On Saturday night, we went from drawing jagged lines to actually flowing in a circle together. On the verge of complete breakdown, one of the main Symbiosis organizers asked an organizer skilled in facilitation to lead a circle process, and went around group to group begging exhausted and fed-up organizers to come back and give this one more shot. Thankfully, we did — because what happened there was magical.

In that Saturday night assembly, something changed. From acting like minds alone, we shifted into being fully human together, and we walked out with community. From throwing our hands in the air, we reached out to each other. From frustration and exasperation came authentic shared experience. Though differences were still present, the diverging viewpoints began to view each other, and learn from each other’s wisdom and mistakes.

Democracy is messy. Healing is messy. This work was never going to go smoothly.

It is so easy to get caught up in “If you’d just do it my way, this would work!” thinking — and maybe it would, for a time — but it wouldn’t be democracy. Direct democracy is the practice of individuals advocating for their needs together in community. The funny thing about humans is that, while we may all have the same basic needs, we all have different ways of approaching those needs, different priorities within them, different strategies for meeting them. Amid the urgency of impending climate collapse and rising fascism, it’s easy to get caught up in our minds, fixated on our ideas of the best way forward, and forget that we are all human. We are more the same than we are different.
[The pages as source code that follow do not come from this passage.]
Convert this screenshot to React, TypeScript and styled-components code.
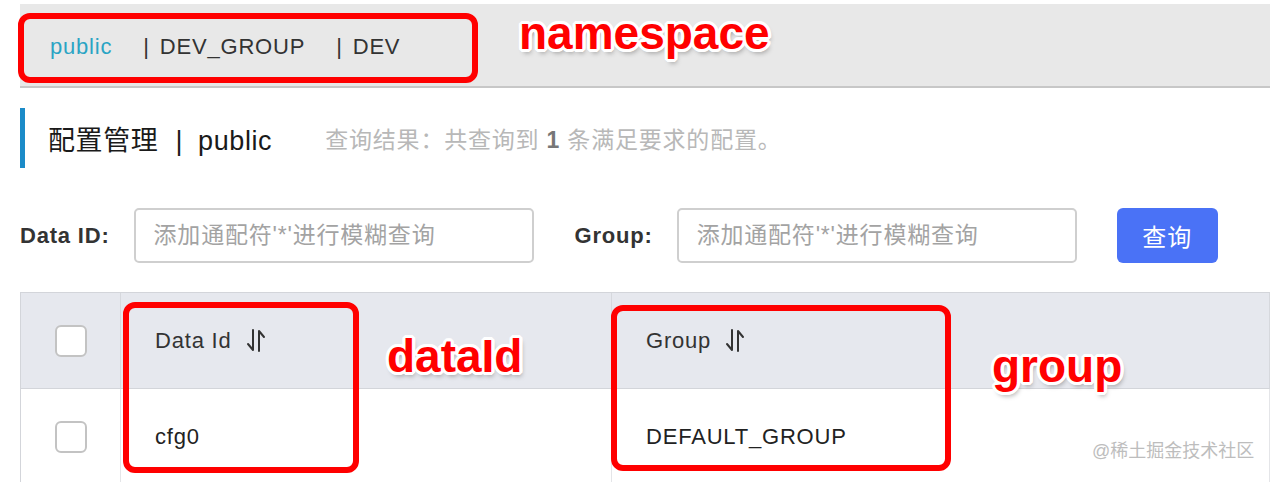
import styled, { createGlobalStyle } from "styled-components"

const GlobalStyle = createGlobalStyle`
  html, body {
    margin: 0;
    padding: 0;
    background: #ffffff;
  }
  body {
    font-family: "Liberation Sans", "Noto Sans CJK SC", sans-serif;
    letter-spacing: 0.8px;
    color: #333;
  }
`

const namespaces = ["public", "DEV_GROUP", "DEV"]

const SortIcon = () => (
  <svg width="20" height="25" viewBox="0 0 20 25" fill="none" stroke="#333" strokeWidth="2" strokeLinecap="round" strokeLinejoin="round">
    <path d="M7 2 V22 L2 16" />
    <path d="M13 23 V3 L18 9" />
  </svg>
)

export default function App() {
  return (
    <Page>
      <GlobalStyle />
      <TopBar>
        {namespaces.map((name, i) => (
          <NsItem key={name} $active={i === 0}>
            {i > 0 && <NsBar>|</NsBar>}
            {name}
          </NsItem>
        ))}
      </TopBar>

      <Heading>
        <Title>
          配置管理<TitleSep>|</TitleSep>public
        </Title>
        <Summary>
          查询结果：共查询到 <strong>1</strong> 条满足要求的配置。
        </Summary>
      </Heading>

      <SearchRow>
        <Label>Data ID:</Label>
        <Input placeholder="添加通配符'*'进行模糊查询" />
        <Label $gap>Group:</Label>
        <Input placeholder="添加通配符'*'进行模糊查询" />
        <QueryButton>查询</QueryButton>
      </SearchRow>

      <Table>
        <HeadCell $center>
          <Checkbox />
        </HeadCell>
        <HeadCell>
          Data Id <SortIcon />
        </HeadCell>
        <HeadCell>
          Group <SortIcon />
        </HeadCell>
        <BodyCell $center>
          <Checkbox />
        </BodyCell>
        <BodyCell>cfg0</BodyCell>
        <BodyCell>DEFAULT_GROUP</BodyCell>
      </Table>

      <Watermark>@稀土掘金技术社区</Watermark>

      <MarkBox style={{left: 18, top: 13, width: 460, height: 70}} />
      <MarkBox style={{left: 123, top: 302, width: 236, height: 171}} />
      <MarkBox style={{left: 611, top: 305, width: 340, height: 166}} />
      <MarkText style={{left: 519, top: 10}}>namespace</MarkText>
      <MarkText style={{left: 387, top: 333}}>dataId</MarkText>
      <MarkText style={{left: 992, top: 343}}>group</MarkText>
    </Page>
  )
}

const Page = styled.div`
    position: relative;
    width: 1270px;
    height: 482px;
    overflow: hidden;
    padding: 4px 0 0 20px;
    box-sizing: border-box;
`

const TopBar = styled.div`
    display: flex;
    align-items: center;
    height: 84px;
    padding: 3px 0 0 30px;
    box-sizing: border-box;
    background: #e8e8e8;
    border-bottom: 2px solid #c7c7c7;
    font-size: 22px;
`

const NsItem = styled.span<{$active?: boolean}>`
    display: flex;
    align-items: center;
    margin-right: 31px;
    color: ${({$active}) => ($active ? "#2aa4c4" : "#333")};
`

const NsBar = styled.span`
    margin-right: 10px;
    color: #333;
`

const Heading = styled.div`
    display: flex;
    align-items: center;
    height: 60px;
    margin-top: 20px;
    padding-left: 23px;
    border-left: 5px solid #1b8bc8;
`

const Title = styled.div`
    font-size: 27px;
    letter-spacing: 0.6px;
    color: #1a1a1a;
`

const TitleSep = styled.span`
    margin: 0 15px 0 17px;
`

const Summary = styled.div`
    margin-left: 53px;
    font-size: 23px;
    color: #b8b8b8;

    strong {
        color: #777;
    }
`

const SearchRow = styled.div`
    display: flex;
    align-items: center;
    height: 55px;
    margin-top: 40px;
`

const Label = styled.label<{$gap?: boolean}>`
    font-size: 22px;
    font-weight: bold;
    color: #333;
    margin-left: ${({$gap}) => ($gap ? "41px" : "0")};
    margin-right: 24px;
`

const Input = styled.input`
    width: 400px;
    height: 55px;
    box-sizing: border-box;
    padding: 0 18px;
    border: 2px solid #cfcfcf;
    border-radius: 5px;
    font-family: inherit;
    font-size: 23px;
    letter-spacing: 0.8px;
    outline: none;

    &::placeholder {
        color: #a3a3a3;
    }
`

const QueryButton = styled.button`
    width: 101px;
    height: 55px;
    margin-left: 40px;
    border: none;
    border-radius: 6px;
    background: #4a72f6;
    color: #fff;
    font-family: inherit;
    font-size: 24px;
    letter-spacing: 1px;
`

const Table = styled.div`
    display: grid;
    grid-template-columns: 100px 491px 1fr;
    grid-template-rows: 96px 96px;
    margin-top: 29px;
    border-top: 1px solid #d3d5da;
    border-left: 1px solid #d3d5da;
`

const HeadCell = styled.div<{$center?: boolean}>`
    display: flex;
    align-items: center;
    justify-content: ${({$center}) => ($center ? "center" : "flex-start")};
    gap: 14px;
    padding-left: ${({$center}) => ($center ? "0" : "34px")};
    background: #e6e8ee;
    border-right: 1px solid #d6d8dd;
    border-bottom: 1px solid #d3d5da;
    font-size: 22px;
    color: #333;
`

const BodyCell = styled.div<{$center?: boolean}>`
    display: flex;
    align-items: center;
    justify-content: ${({$center}) => ($center ? "center" : "flex-start")};
    padding-left: ${({$center}) => ($center ? "0" : "34px")};
    background: #fff;
    border-right: 1px solid #e4e5e8;
    font-size: 22px;
    color: #222;
`

const Checkbox = styled.span`
    display: block;
    width: 32px;
    height: 32px;
    box-sizing: border-box;
    border: 2px solid #c3c3c3;
    border-radius: 6px;
    background: #fff;
`

const Watermark = styled.div`
    position: absolute;
    left: 1092px;
    top: 436px;
    font-size: 18px;
    letter-spacing: 0;
    color: #bdbdbd;
`

const MarkBox = styled.div`
    position: absolute;
    box-sizing: border-box;
    border: 6px solid #ff0000;
    border-radius: 12px;
`

const MarkText = styled.div`
    position: absolute;
    font-family: "Liberation Sans", sans-serif;
    font-weight: bold;
    font-size: 46px;
    line-height: 1;
    letter-spacing: 0;
    color: #ff0000;
    text-shadow:
        3px 0 0 #fff, -3px 0 0 #fff, 0 3px 0 #fff, 0 -3px 0 #fff,
        2px 2px 0 #fff, -2px 2px 0 #fff, 2px -2px 0 #fff, -2px -2px 0 #fff,
        3px 1px 0 #fff, -3px 1px 0 #fff, 3px -1px 0 #fff, -3px -1px 0 #fff,
        1px 3px 0 #fff, -1px 3px 0 #fff, 1px -3px 0 #fff, -1px -3px 0 #fff,
        2px 4px 5px rgba(0, 0, 0, 0.35);
`
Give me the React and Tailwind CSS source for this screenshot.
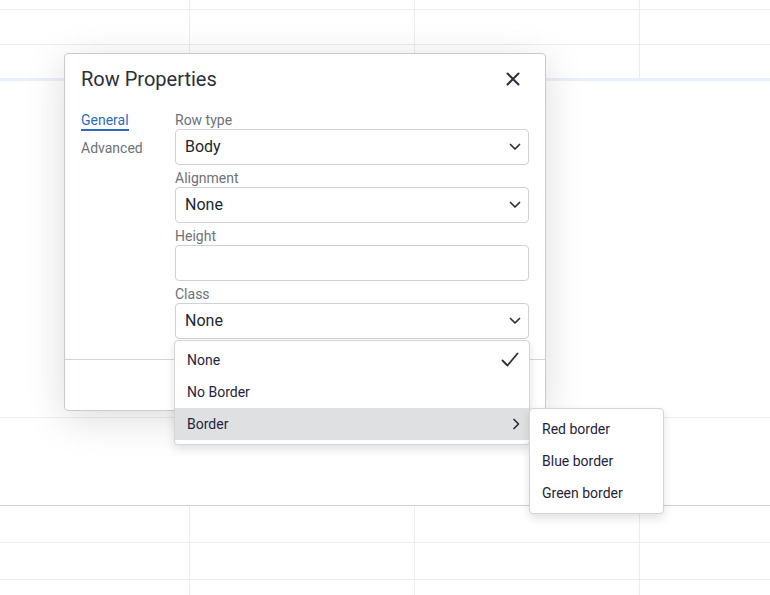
import React from "react";

const font = { fontFamily: "Roboto, 'Noto Sans', Arial, sans-serif" };

function ChevronDown() {
  return (
    <svg width="12" height="8" viewBox="0 0 12 8" fill="none" className="text-[#2b303b]">
      <path d="M1.5 1.5 L6 6 L10.5 1.5" stroke="currentColor" strokeWidth="1.7" strokeLinecap="round" strokeLinejoin="round" />
    </svg>
  );
}

function Select({ value }) {
  return (
    <div className="h-[36px] rounded-[4px] border border-[#cfd0d3] bg-white flex items-center justify-between pl-[9px] pr-[7px]">
      <span className="text-[16px] text-[#22262d]">{value}</span>
      {value !== null && <ChevronDown />}
    </div>
  );
}

function Field({ label, value, input }) {
  return (
    <div className="flex flex-col">
      <div className="pt-[4px] text-[14px] leading-[18px] text-[#6d7178]">{label}</div>
      {input ? (
        <div className="h-[36px] rounded-[4px] border border-[#cfd0d3] bg-white" />
      ) : (
        <Select value={value} />
      )}
    </div>
  );
}

function GridRow({ h, border = "border-[#ececec]", cols = true }) {
  return (
    <div className={`flex border-b ${border}`} style={{ height: h }}>
      <div className={`w-[190px] ${cols ? "border-r border-[#ececec]" : ""}`} />
      <div className={`w-[225px] ${cols ? "border-r border-[#ececec]" : ""}`} />
      <div className={`w-[225px] ${cols ? "border-r border-[#ececec]" : ""}`} />
      <div className="flex-1" />
    </div>
  );
}

export default function App() {
  return (
    <div className="relative w-[770px] h-[595px] overflow-hidden bg-white" style={font}>
      {/* background grid */}
      <div className="flex flex-col">
        <GridRow h={10} />
        <GridRow h={35} />
        <div className="flex h-[33px]">
          <div className="w-[190px] border-r border-[#ececec]" />
          <div className="w-[225px] border-r border-[#ececec]" />
          <div className="w-[225px] border-r border-[#ececec]" />
          <div className="flex-1" />
        </div>
        <div className="h-[3px] bg-[#eaf0fb]" />
        <div className="h-[337px] border-b border-[#efefef]" />
        <div className="h-[88px] border-b border-[#cfcfcf]" />
        <GridRow h={37} />
        <GridRow h={37} />
        <GridRow h={37} />
      </div>

      {/* modal */}
      <div className="absolute left-[64px] top-[53px] w-[482px] h-[358px] rounded-[4px] border border-[#c9cacd] bg-white shadow-[0_8px_40px_rgba(0,0,0,0.14)] flex flex-col">
        <div className="h-[53px] flex items-start justify-between pl-[16px] pr-[25px] pt-[11px]">
          <span className="text-[20px] leading-[28px] text-[#2a2f3a]">Row Properties</span>
          <svg width="14" height="14" viewBox="0 0 14 14" className="mt-[7px] text-[#2a2f3a]">
            <path d="M1.5 1.5 L12.5 12.5 M12.5 1.5 L1.5 12.5" stroke="currentColor" strokeWidth="2" strokeLinecap="round" />
          </svg>
        </div>
        <div className="flex pl-[16px] pr-[16px]">
          <div className="w-[94px] flex flex-col">
            <div className="pt-[4px] flex">
              <div className="flex flex-col">
                <span className="text-[14px] leading-[18px] text-[#2f6bbd]">General</span>
                <div className="h-[2px] bg-[#2f6bbd]" />
              </div>
            </div>
            <span className="mt-[8px] text-[14px] leading-[18px] text-[#6d7178]">Advanced</span>
          </div>
          <div className="flex-1 flex flex-col">
            <Field label="Row type" value="Body" />
            <Field label="Alignment" value="None" />
            <Field label="Height" input />
            <Field label="Class" value="None" />
          </div>
        </div>
        <div className="mt-[20px] border-t border-[#d3d4d6] flex-1" />
      </div>

      {/* dropdown */}
      <div className="absolute left-[174px] top-[340px] w-[356px] h-[105px] rounded-[4px] border border-[#d3d4d6] bg-white shadow-[0_4px_10px_rgba(0,0,0,0.12)] py-[3px] text-[14px] text-[#1f2340]">
        <div className="h-[32px] flex items-center justify-between pl-[12px] pr-[10px]">
          <span>None</span>
          <svg width="18" height="16" viewBox="0 0 18 16" fill="none" className="text-[#2b303b]">
            <path d="M1.5 8.5 L6.5 13.5 L16.5 1.5" stroke="currentColor" strokeWidth="1.8" strokeLinecap="round" strokeLinejoin="round" />
          </svg>
        </div>
        <div className="h-[32px] flex items-center pl-[12px]">No Border</div>
        <div className="h-[32px] flex items-center justify-between pl-[12px] pr-[9px] bg-[#dfe0e2]">
          <span>Border</span>
          <svg width="8" height="12" viewBox="0 0 8 12" fill="none" className="text-[#2b303b]">
            <path d="M2 1.5 L6.5 6 L2 10.5" stroke="currentColor" strokeWidth="1.7" strokeLinecap="round" strokeLinejoin="round" />
          </svg>
        </div>
      </div>

      {/* submenu */}
      <div className="absolute left-[529px] top-[408px] w-[135px] h-[106px] rounded-[4px] border border-[#d3d4d6] bg-white shadow-[0_4px_10px_rgba(0,0,0,0.12)] pt-[4px] text-[14px] text-[#1f2340]">
        <div className="h-[32px] flex items-center pl-[12px]">Red border</div>
        <div className="h-[32px] flex items-center pl-[12px]">Blue border</div>
        <div className="h-[32px] flex items-center pl-[12px]">Green border</div>
      </div>
    </div>
  );
}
In my view, the bonds we forged by the end of the Congress were strong because we had struggled together. We’d frustrated each other, and been frustrated together. We’d shared a profound experience and reached a point of release, of mutual understanding, of connection — together. The differences hadn’t been erased, but they were differences between allies, multiple perspectives within a shared whole. Like love, we’d fallen in trust. It was all the stronger for the pain that led to it.

By the end of the Congress, we walked out with… something. I can’t say exactly what that something is or will be, but a palpable change had been made: from Symbiosis and a continental confederation being a pipe dream of a few organizers, by Sunday it had become a shared commitment across multiple groups and a diversity of perspectives.

III. What comes next?
Or, step by step

Look, this was never going to “work.” No matter how on-fire the world is, how needed a unified Leftist front, how many trails were blazed before us from Chiapas to Rojava, we were never going to get 135 people from a few dozen grassroots groups into a room for a weekend and walk out with a fully-intact continental confederation with fully fleshed-out structures for decision-making, information-sharing and mutual aid.

All the same, something kind of… did work. Something did happen beyond individual organizers forming new relationships. Some sense of collective ownership and shared commitment arose to this project as a whole, and I do believe the connections we made will prove useful when and where they can best be used.

For the past several months, I’ve been thinking about the “value add” of Symbiosis as a thing. To me, the point of trying to create this network is not to add a new organization, but to bridge gaps between existing ones and forge an organized radical Left. The institutions we’ve been cultivating to meet our needs in a new way, from gardens to co-ops to assemblies — to me, these are the bones. The advocacy organizations and the organizers themselves, these are the muscles. Symbiosis, as-a-thing, is the tendons, connecting these pieces to work together in harmony.

Going forward, I don’t imagine we’ll prefigure a new kind of governance on a continental scale — nor, I believe, should we. The very structure we need on a global scale is one that allows for harmonious interaction and mutual aid between organized nodes, with all power retained at those nodes.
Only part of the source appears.